Unfinished Flare Project
I started this draft April 16th, 2019. Never got back to it.
I had been playing with the idea of documenting the flaring that’s going on in the Permian Basin. When production was hight there was so much natural gas that it actually had a negative price for a while, meaning that producers had to pay people to come get it. There’s no pipeline capacity for the stuff. No storage. No reason to hold onto it so they flare it on site.
I wanted to document this. But I started working for TAPPS more and more and I felt guilty about leaving my wife to take care of our daughter by herself with another child on the way.
So I let it go.
I made these while on a visit to my Dad in Midland last April. Just took the car out and drove around looking for flares. I could see plenty, the trick was getting close enough in the dark to be able to get a photograph safely. These were all taken outside of Stanton, Texas.

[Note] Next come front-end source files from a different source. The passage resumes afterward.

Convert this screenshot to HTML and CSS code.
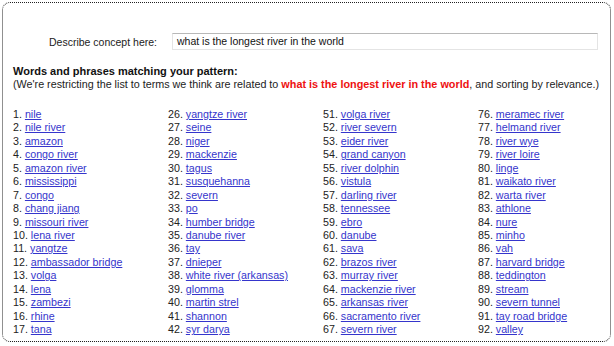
FILE: index.html
```html
<!DOCTYPE html>
<html>
<head>
<meta charset="utf-8">
<link rel="stylesheet" href="styles.css">
</head>
<body>
<div class="frame">
  <div class="concept">
    <span class="concept-label">Describe concept here:</span>
    <div class="concept-input">what is the longest river in the world</div>
  </div>
  <div class="heading">Words and phrases matching your pattern:</div>
  <div class="note">(We're restricting the list to terms we think are related to <b class="hl">what is the longest river in the world</b>, and sorting by relevance.)</div>
  <div class="results">
    <div class="col">
      <div>1. <a href="#">nile</a></div>
      <div>2. <a href="#">nile river</a></div>
      <div>3. <a href="#">amazon</a></div>
      <div>4. <a href="#">congo river</a></div>
      <div>5. <a href="#">amazon river</a></div>
      <div>6. <a href="#">mississippi</a></div>
      <div>7. <a href="#">congo</a></div>
      <div>8. <a href="#">chang jiang</a></div>
      <div>9. <a href="#">missouri river</a></div>
      <div>10. <a href="#">lena river</a></div>
      <div>11. <a href="#">yangtze</a></div>
      <div>12. <a href="#">ambassador bridge</a></div>
      <div>13. <a href="#">volga</a></div>
      <div>14. <a href="#">lena</a></div>
      <div>15. <a href="#">zambezi</a></div>
      <div>16. <a href="#">rhine</a></div>
      <div>17. <a href="#">tana</a></div>
    </div>
    <div class="col">
      <div>26. <a href="#">yangtze river</a></div>
      <div>27. <a href="#">seine</a></div>
      <div>28. <a href="#">niger</a></div>
      <div>29. <a href="#">mackenzie</a></div>
      <div>30. <a href="#">tagus</a></div>
      <div>31. <a href="#">susquehanna</a></div>
      <div>32. <a href="#">severn</a></div>
      <div>33. <a href="#">po</a></div>
      <div>34. <a href="#">humber bridge</a></div>
      <div>35. <a href="#">danube river</a></div>
      <div>36. <a href="#">tay</a></div>
      <div>37. <a href="#">dnieper</a></div>
      <div>38. <a href="#">white river (arkansas)</a></div>
      <div>39. <a href="#">glomma</a></div>
      <div>40. <a href="#">martin strel</a></div>
      <div>41. <a href="#">shannon</a></div>
      <div>42. <a href="#">syr darya</a></div>
    </div>
    <div class="col">
      <div>51. <a href="#">volga river</a></div>
      <div>52. <a href="#">river severn</a></div>
      <div>53. <a href="#">eider river</a></div>
      <div>54. <a href="#">grand canyon</a></div>
      <div>55. <a href="#">river dolphin</a></div>
      <div>56. <a href="#">vistula</a></div>
      <div>57. <a href="#">darling river</a></div>
      <div>58. <a href="#">tennessee</a></div>
      <div>59. <a href="#">ebro</a></div>
      <div>60. <a href="#">danube</a></div>
      <div>61. <a href="#">sava</a></div>
      <div>62. <a href="#">brazos river</a></div>
      <div>63. <a href="#">murray river</a></div>
      <div>64. <a href="#">mackenzie river</a></div>
      <div>65. <a href="#">arkansas river</a></div>
      <div>66. <a href="#">sacramento river</a></div>
      <div>67. <a href="#">severn river</a></div>
    </div>
    <div class="col">
      <div>76. <a href="#">meramec river</a></div>
      <div>77. <a href="#">helmand river</a></div>
      <div>78. <a href="#">river wye</a></div>
      <div>79. <a href="#">river loire</a></div>
      <div>80. <a href="#">linge</a></div>
      <div>81. <a href="#">waikato river</a></div>
      <div>82. <a href="#">warta river</a></div>
      <div>83. <a href="#">athlone</a></div>
      <div>84. <a href="#">nure</a></div>
      <div>85. <a href="#">minho</a></div>
      <div>86. <a href="#">vah</a></div>
      <div>87. <a href="#">harvard bridge</a></div>
      <div>88. <a href="#">teddington</a></div>
      <div>89. <a href="#">stream</a></div>
      <div>90. <a href="#">severn tunnel</a></div>
      <div>91. <a href="#">tay road bridge</a></div>
      <div>92. <a href="#">valley</a></div>
    </div>
  </div>
</div>
</body>
</html>
```

FILE: styles.css
```css
html, body {
  margin: 0;
  padding: 0;
  background: #ffffff;
}
body {
  font-family: "Liberation Sans", Arial, sans-serif;
  font-size: 10.5px;
  color: #1a1a1a;
}
.frame {
  box-sizing: border-box;
  margin: 2px 0 0 2px;
  width: 609px;
  height: 340px;
  border: 1px dotted #222;
  border-radius: 8px;
  overflow: hidden;
  padding: 30px 0 0 10px;
}
.concept {
  display: flex;
  align-items: center;
  margin-left: 36px;
  height: 17px;
}
.concept-label {
  width: 123px;
  flex: none;
  color: #222;
}
.concept-input {
  box-sizing: border-box;
  width: 426px;
  height: 17px;
  line-height: 15px;
  padding-left: 4px;
  border: 1px solid #e4e4e4;
  border-top-color: #b8b8b8;
  color: #111;
}
.heading {
  margin-top: 15px;
  font-size: 11px;
  font-weight: bold;
  line-height: 13.45px;
  color: #111;
}
.note {
  font-size: 10.75px;
  line-height: 13.45px;
  color: #222;
  white-space: nowrap;
}
.hl {
  font-size: 10.85px;
  color: #ee1111;
}
.results {
  display: flex;
  margin-top: 16px;
}
.col {
  width: 155px;
  flex: none;
  font-size: 10.7px;
  line-height: 13.45px;
  color: #222;
}
.col a {
  color: #3535cc;
  text-decoration: underline;
}
```
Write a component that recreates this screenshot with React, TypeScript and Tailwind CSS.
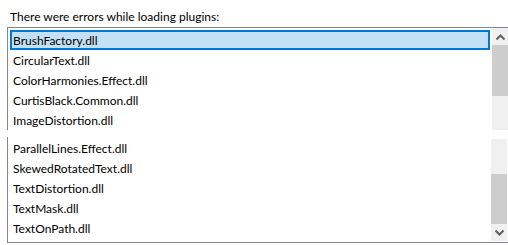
import React from "react";

const top = ["BrushFactory.dll", "CircularText.dll", "ColorHarmonies.Effect.dll", "CurtisBlack.Common.dll", "ImageDistortion.dll"];
const bottom = ["ParallelLines.Effect.dll", "SkewedRotatedText.dll", "TextDistortion.dll", "TextMask.dll", "TextOnPath.dll"];

function Up() {
  return (
    <svg width="9" height="6" viewBox="0 0 9 6" className="block">
      <path d="M0.5 5.5 L4.5 1.5 L8.5 5.5" stroke="#606060" strokeWidth="2" fill="none" />
    </svg>
  );
}
function Down() {
  return (
    <svg width="9" height="6" viewBox="0 0 9 6" className="block">
      <path d="M0.5 0.5 L4.5 4.5 L8.5 0.5" stroke="#606060" strokeWidth="2" fill="none" />
    </svg>
  );
}

export default function App() {
  return (
    <div
      className="w-[508px] h-[245px] bg-white overflow-hidden text-[12px] text-black"
      style={{ fontFamily: "Lato, 'Noto Sans', sans-serif" }}
    >
      <div className="h-[27px] pl-[10px] pt-[9px] leading-[16px]">There were errors while loading plugins:</div>
      {/* top panel */}
      <div className="ml-[7px] w-[510px] h-[103px] border-l border-t border-[#828790] flex">
        <div className="w-[484px] pl-[2px] pt-[2px] flex flex-col">
          {top.map((t, i) => (
            <div
              key={t}
              className={
                i === 0
                  ? "h-[20px] w-[480px] border-2 border-[#0078d7] bg-[#c4e0f6] pl-[1px] leading-[17px]"
                  : "h-[20px] w-[480px] pl-[3px] leading-[21px]"
              }
            >
              {t}
            </div>
          ))}
        </div>
        <div className="w-[17px] flex flex-col">
          <div className="h-[17px] bg-[#f0f0f0] flex items-center justify-center">
            <Up />
          </div>
          <div className="h-[51px] bg-[#cdcdcd]" />
          <div className="flex-1 bg-[#f0f0f0]" />
        </div>
      </div>
      <div className="h-[7px]" />
      {/* bottom panel */}
      <div className="ml-[7px] w-[510px] h-[106px] border-l border-b border-[#828790] flex">
        <div className="w-[483px] pl-[2px] pt-[1px] flex flex-col">
          {bottom.map((t) => (
            <div key={t} className="h-[20px] w-[480px] pl-[3px] leading-[21px]">
              {t}
            </div>
          ))}
        </div>
        <div className="w-[16px] pt-[2px] pb-[1px] flex flex-col">
          <div className="h-[35px] bg-[#f0f0f0]" />
          <div className="h-[50px] bg-[#cdcdcd]" />
          <div className="flex-1 bg-[#f0f0f0] flex items-center justify-center">
            <Down />
          </div>
        </div>
      </div>
    </div>
  );
}
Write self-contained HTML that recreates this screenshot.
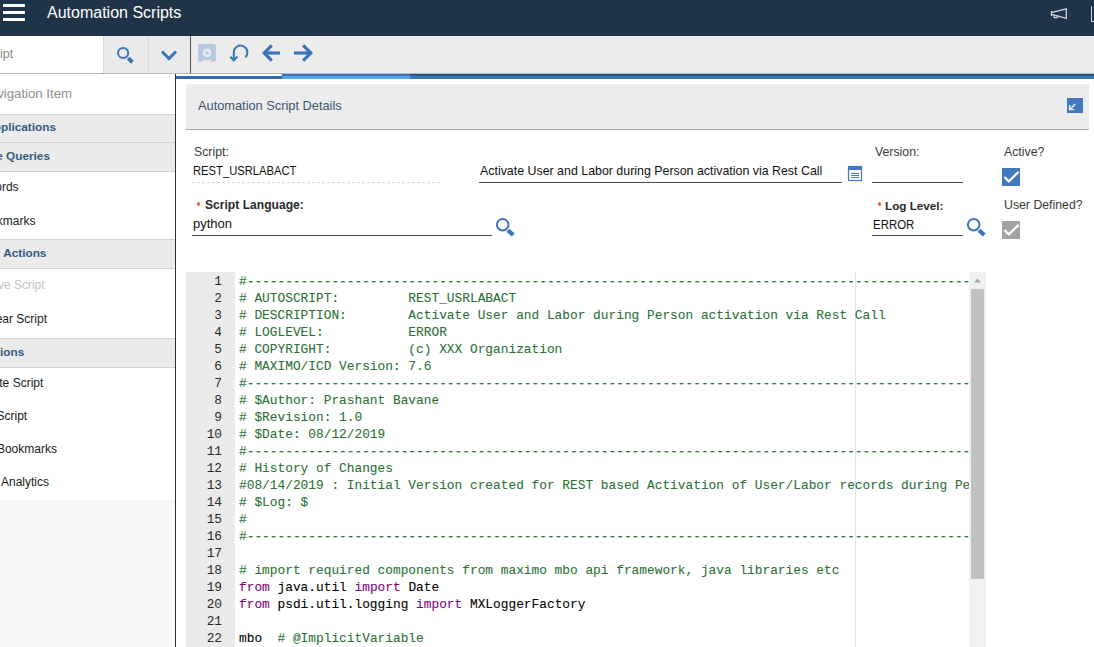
<!DOCTYPE html>
<html><head><meta charset="utf-8">
<style>
*{box-sizing:border-box;margin:0;padding:0}
html,body{width:1094px;height:647px;overflow:hidden;background:#fff;font-family:"Liberation Sans",sans-serif;position:relative}
.a{position:absolute}
.r{width:300px;text-align:right;white-space:nowrap}
#hdr{left:0;top:0;width:1094px;height:36px;background:#1f3448}
.ham{left:3px;width:22px;height:3px;background:#fff}
#title{left:47px;top:4px;font-size:16px;line-height:18px;color:#fff;white-space:nowrap}
#tb{left:0;top:36px;width:1094px;height:38px;background:#ececec;border-bottom:1px solid #b8b8b8}
.lp-band{left:0;width:175px;background:#ebebeb;border-top:1px solid #d2d2d2;border-bottom:1px solid #d2d2d2}
.lp-st{font-weight:bold;color:#345a82;font-size:11.8px;line-height:14px}
.lp-it{font-size:12px;line-height:14px;color:#1a1a1a}
.lp-ph{font-size:13.2px;line-height:15px;color:#8f8f8f}
.lbl{font-size:12.3px;line-height:14px;color:#3a3a3a;white-space:nowrap}
.val{font-size:12px;line-height:14px;color:#111;white-space:nowrap}
.req{font-size:12.1px;line-height:14px;color:#2a2a2a;font-weight:bold;white-space:nowrap}
.dot{width:3.8px;height:3.8px;border-radius:50%;background:#ee6a2a}
.code{font-family:"Liberation Mono",monospace;font-size:12.83px;line-height:17px;white-space:pre;color:#000;-webkit-text-stroke:0.08px currentColor}
.c{color:#2a7034}
.k{color:#80007c}
.ln{font-family:"Liberation Mono",monospace;font-size:12.8px;line-height:17px;color:#2a2a2a;text-align:right;width:36px}
.ul{height:1px;background:#4a4a4a}
</style></head><body>
<!-- header -->
<div id="hdr" class="a">
  <div class="a ham" style="top:4px"></div>
  <div class="a ham" style="top:11px"></div>
  <div class="a ham" style="top:18px"></div>
  <div id="title" class="a">Automation Scripts</div>
  <svg class="a" style="left:1049px;top:6px" width="20" height="16" viewBox="0 0 20 16">
    <path d="M2.5 5 V10" stroke="#d0d4da" stroke-width="1.4"/>
    <path d="M3 6.4 L17.3 2.8 V12.3 L3 8.4" fill="none" stroke="#d0d4da" stroke-width="1.3"/>
    <path d="M5.2 9 V11.6 H8.3 V10" fill="none" stroke="#d0d4da" stroke-width="1.2"/>
  </svg>
  <div class="a" style="left:1091px;top:6px;width:8px;height:16px;border-left:1px solid #d0d4da;border-bottom:1px solid #d0d4da"></div>
</div>

<!-- toolbar -->
<div id="tb" class="a">
  <div class="a" style="left:0;top:0;width:103px;height:37px;background:#fff"></div>
  <div class="a" style="left:0;top:11px;font-size:12.5px;color:#8a8a8a;line-height:14px">ipt</div>
  <div class="a" style="left:103px;top:0;width:46px;height:37px;background:#eaeaea;border-left:1px solid #d8d8d8;border-right:1px solid #d8d8d8"></div>
  <div class="a" style="left:149px;top:0;width:42px;height:37px;background:#eaeaea;border-right:1px solid #505050"></div>
  <svg class="a" style="left:115px;top:10px" width="20" height="20" viewBox="0 0 20 20">
    <circle cx="8.1" cy="7" r="5.1" fill="none" stroke="#3c74bb" stroke-width="2"/>
    <path d="M13.2 12.2 L17.4 16.4" stroke="#3c74bb" stroke-width="4"/>
  </svg>
  <svg class="a" style="left:159px;top:11.5px" width="20" height="16" viewBox="0 0 20 16">
    <path d="M3 3.5 L10 10.5 L17 3.5" fill="none" stroke="#3c74bb" stroke-width="3.1"/>
  </svg>
  <svg class="a" style="left:197px;top:7px" width="20" height="20" viewBox="0 0 20 20">
    <path d="M1.1 0.9 H17.2 L18.9 2.6 V17.3 L17.4 18.8 H14.2 V17.1 H5.8 V18.8 H1.1 Z" fill="#b7c9e0"/>
    <circle cx="10" cy="9.9" r="3" fill="none" stroke="#e6ecf3" stroke-width="2.6"/>
  </svg>
  <svg class="a" style="left:228px;top:7px" width="22" height="20" viewBox="0 0 22 20">
    <path d="M17.3 14.3 A6.8 6.8 0 1 0 5.8 9.5 V17" fill="none" stroke="#3c74bb" stroke-width="2"/>
    <path d="M2.3 13.8 L5.8 17.5 L9.3 13.8" fill="none" stroke="#3c74bb" stroke-width="2"/>
  </svg>
  <svg class="a" style="left:261px;top:7px" width="21" height="20" viewBox="0 0 21 20">
    <path d="M19 10 H4" stroke="#3c74bb" stroke-width="3.2"/>
    <path d="M10.8 2.3 L3.2 10 L10.8 17.7" fill="none" stroke="#3c74bb" stroke-width="3.2"/>
  </svg>
  <svg class="a" style="left:293px;top:7px" width="21" height="20" viewBox="0 0 21 20">
    <path d="M1 10 H16" stroke="#3c74bb" stroke-width="3.2"/>
    <path d="M10.2 2.3 L17.8 10 L10.2 17.7" fill="none" stroke="#3c74bb" stroke-width="3.2"/>
  </svg>
</div>

<!-- left panel -->
<div class="a" style="left:0;top:74px;width:175px;height:573px;background:#fff"></div>
<div class="a" style="left:0;top:500px;width:175px;height:147px;background:#f7f7f7"></div>
<div class="a" style="left:175px;top:74px;width:1px;height:573px;background:#1f3448"></div>
<div class="a lp-band" style="top:114px;height:29px"></div>
<div class="a lp-band" style="top:142px;height:30px"></div>
<div class="a lp-band" style="top:239px;height:30px"></div>
<div class="a lp-band" style="top:338px;height:30px"></div>
<div class="a lp-ph r" style="left:-228px;top:86px;">vigation Item</div><div class="a lp-st r" style="left:-244px;top:120px;">Go To Applications</div><div class="a lp-st r" style="left:-250px;top:149px;">Available Queries</div><div class="a lp-it r" style="left:-281.4px;top:180px;">All Records</div><div class="a lp-it r" style="left:-264.6px;top:213.5px;">All Bookmarks</div><div class="a lp-st r" style="left:-253.6px;top:246px;">Common Actions</div><div class="a lp-it r" style="left:-255.4px;top:278px;color:#c4c4c4">Save Script</div><div class="a lp-it r" style="left:-253px;top:312px;">Clear Script</div><div class="a lp-st r" style="left:-275.7px;top:345px;">More Actions</div><div class="a lp-it r" style="left:-256.7px;top:376px;">Duplicate Script</div><div class="a lp-it r" style="left:-272.8px;top:409px;">Create Script</div><div class="a lp-it r" style="left:-243.1px;top:442px;">Add to Bookmarks</div><div class="a lp-it r" style="left:-251px;top:475px;">Run Analytics</div>

<!-- tab bar -->
<div class="a" style="left:176px;top:74px;width:106px;height:2px;background:#fff"></div>
<div class="a" style="left:176px;top:76px;width:106px;height:3px;background:#3169b1"></div>
<div class="a" style="left:282px;top:74px;width:128px;height:2px;background:#3a72ba"></div>
<div class="a" style="left:282px;top:76px;width:128px;height:3px;background:#55a7f5"></div>
<div class="a" style="left:410px;top:74px;width:684px;height:2px;background:#2b5a7e"></div>
<div class="a" style="left:410px;top:76px;width:684px;height:3px;background:#3b77be"></div>

<!-- section header -->
<div class="a" style="left:186px;top:84px;width:903px;height:46px;background:#ececec;border-bottom:1px solid #a9a9a9"></div>
<div class="a" style="left:198px;top:98px;font-size:12.8px;line-height:15px;color:#3e5670;white-space:nowrap">Automation Script Details</div>
<div class="a" style="left:1067px;top:98px;width:16px;height:15px;background:#4178be"></div>
<svg class="a" style="left:1067px;top:98px" width="16" height="15" viewBox="0 0 16 15">
  <path d="M8.2 6 L3 11.2" stroke="#eef2f8" stroke-width="1.5"/>
  <path d="M2.6 6.9 V11.5 H7.2" fill="none" stroke="#eef2f8" stroke-width="1.5"/>
</svg>

<!-- form row 1 -->
<div class="a lbl" style="left:194px;top:145px">Script:</div>
<div class="a val" style="left:193px;top:164px;font-size:12.6px;transform:scaleX(.89);transform-origin:0 0">REST_USRLABACT</div>
<div class="a" style="left:192px;top:182px;width:250px;height:1px;background:repeating-linear-gradient(90deg,#dadada 0 3px,transparent 3px 5px)"></div>

<div class="a val" style="left:480px;top:164px;font-size:12.4px">Activate User and Labor during Person activation via Rest Call</div>
<div class="a ul" style="left:479px;top:182px;width:363px"></div>
<svg class="a" style="left:847px;top:165px" width="16" height="17" viewBox="0 0 16 17">
  <rect x="1.5" y="1.5" width="13" height="14" fill="#fff" stroke="#4178be" stroke-width="1.2"/>
  <rect x="1" y="1" width="14" height="4" fill="#4178be"/>
  <path d="M4.2 8.5 H12 M4.2 10.5 H12 M4.2 12.5 H12" stroke="#4178be" stroke-width="1"/>
</svg>

<div class="a lbl" style="left:875px;top:145px">Version:</div>
<div class="a ul" style="left:872px;top:182px;width:91px"></div>

<div class="a lbl" style="left:1004px;top:145px">Active?</div>
<div class="a" style="left:1002px;top:168px;width:18px;height:18px;background:#4178be"></div>
<svg class="a" style="left:1002px;top:168px" width="18" height="18" viewBox="0 0 18 18">
  <path d="M2.4 9 L6.8 13.4 L16.6 3.9" fill="none" stroke="#fff" stroke-width="2.2"/>
</svg>

<!-- form row 2 -->
<div class="a dot" style="left:196.6px;top:202px"></div>
<div class="a req" style="left:205px;top:198px">Script Language:</div>
<div class="a val" style="left:193px;top:217px;font-size:13px">python</div>
<div class="a ul" style="left:192px;top:235px;width:300px"></div>
<svg class="a" style="left:495px;top:217px" width="20" height="20" viewBox="0 0 20 20">
  <circle cx="7.7" cy="7.7" r="5.8" fill="none" stroke="#3c74bb" stroke-width="2"/>
  <path d="M13 13.2 L18.2 18" stroke="#3c74bb" stroke-width="4.2"/>
</svg>

<div class="a dot" style="left:877.6px;top:202px"></div>
<div class="a req" style="left:885px;top:198.5px;font-size:11.7px">Log Level:</div>
<div class="a val" style="left:873px;top:217.5px;font-size:12.3px;transform:scaleX(.93);transform-origin:0 0">ERROR</div>
<div class="a ul" style="left:872px;top:235px;width:91px"></div>
<svg class="a" style="left:966px;top:217px" width="20" height="20" viewBox="0 0 20 20">
  <circle cx="7.7" cy="7.7" r="5.8" fill="none" stroke="#3c74bb" stroke-width="2"/>
  <path d="M13 13.2 L18.2 18" stroke="#3c74bb" stroke-width="4.2"/>
</svg>

<div class="a lbl" style="left:1004px;top:198px">User Defined?</div>
<div class="a" style="left:1002px;top:221px;width:18px;height:18px;background:#a2a2a2"></div>
<svg class="a" style="left:1002px;top:221px" width="18" height="18" viewBox="0 0 18 18">
  <path d="M2.4 9 L6.8 13.4 L16.6 3.9" fill="none" stroke="#fff" stroke-width="2.2"/>
</svg>

<!-- code editor -->
<div class="a" style="left:186px;top:272px;width:49px;height:375px;background:#ebebeb"></div>
<div class="a" style="left:855px;top:272px;width:1px;height:375px;background:#e6e6e6"></div>
<div class="a ln" style="left:186px;top:273px">1<br>2<br>3<br>4<br>5<br>6<br>7<br>8<br>9<br>10<br>11<br>12<br>13<br>14<br>15<br>16<br>17<br>18<br>19<br>20<br>21<br>22</div>
<div class="a" style="left:235px;top:272px;width:734px;height:375px;overflow:hidden">
<div class="a code" style="left:4px;top:1px"><span class="c">#------------------------------------------------------------------------------------------------------------------------</span>
<span class="c"># AUTOSCRIPT:         REST_USRLABACT</span>
<span class="c"># DESCRIPTION:        Activate User and Labor during Person activation via Rest Call</span>
<span class="c"># LOGLEVEL:           ERROR</span>
<span class="c"># COPYRIGHT:          (c) XXX Organization</span>
<span class="c"># MAXIMO/ICD Version: 7.6</span>
<span class="c">#------------------------------------------------------------------------------------------------------------------------</span>
<span class="c"># $Author: Prashant Bavane</span>
<span class="c"># $Revision: 1.0</span>
<span class="c"># $Date: 08/12/2019</span>
<span class="c">#------------------------------------------------------------------------------------------------------------------------</span>
<span class="c"># History of Changes</span>
<span class="c">#08/14/2019 : Initial Version created for REST based Activation of User/Labor records during Person activation</span>
<span class="c"># $Log: $</span>
<span class="c">#</span>
<span class="c">#------------------------------------------------------------------------------------------------------------------------</span>

<span class="c"># import required components from maximo mbo api framework, java libraries etc</span>
<span class="k">from</span> java.util <span class="k">import</span> Date
<span class="k">from</span> psdi.util.logging <span class="k">import</span> MXLoggerFactory

mbo  <span class="c"># @ImplicitVariable</span></div>
</div>
<div class="a" style="left:969px;top:272px;width:17px;height:375px;background:#f1f1f1"></div>
<svg class="a" style="left:969px;top:272px" width="17" height="17" viewBox="0 0 17 17">
  <path d="M5 10.5 L8.5 6.5 L12 10.5 Z" fill="#a3a3a3"/>
</svg>
<div class="a" style="left:971px;top:289px;width:13px;height:290px;background:#c1c1c1"></div>
</body></html>
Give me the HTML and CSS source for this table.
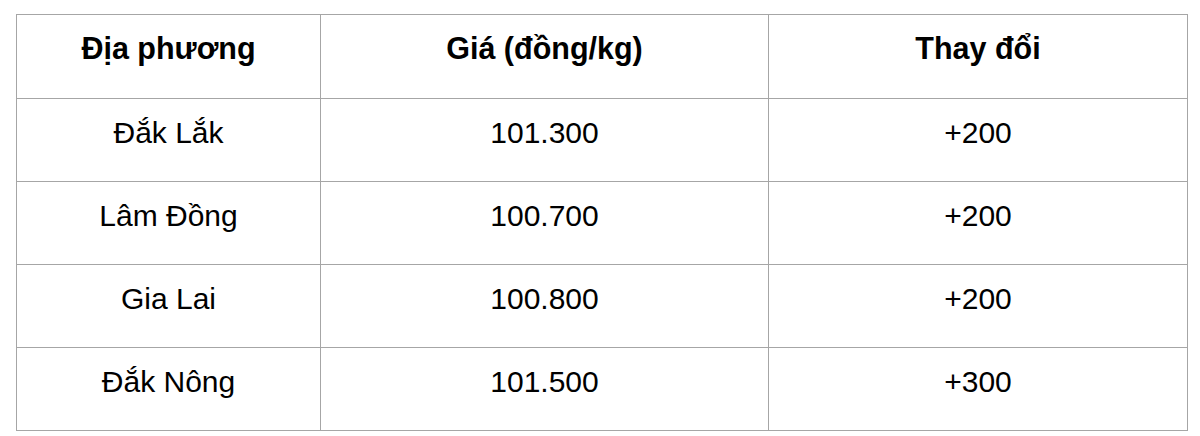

Below, A center-pivot irrigation system with flares in the background in Martin County, TX. The orange glow comes from four different flares on the horizon. The red lights near the horizon in the lower right are the tops of windmills in the distance. I liked this location because of the contrast of different ways of working the land out here. Oil production (when utilizing fracking, which is common during this boom) consumes a lot of water. I thought it was interesting to see irrigation for crops right next to producing wells.
These images were made with a 14mm lens for the wide shots and a combination of a canon 70-200 2.8 and an old (borrowed) Nikon 300mm f/4.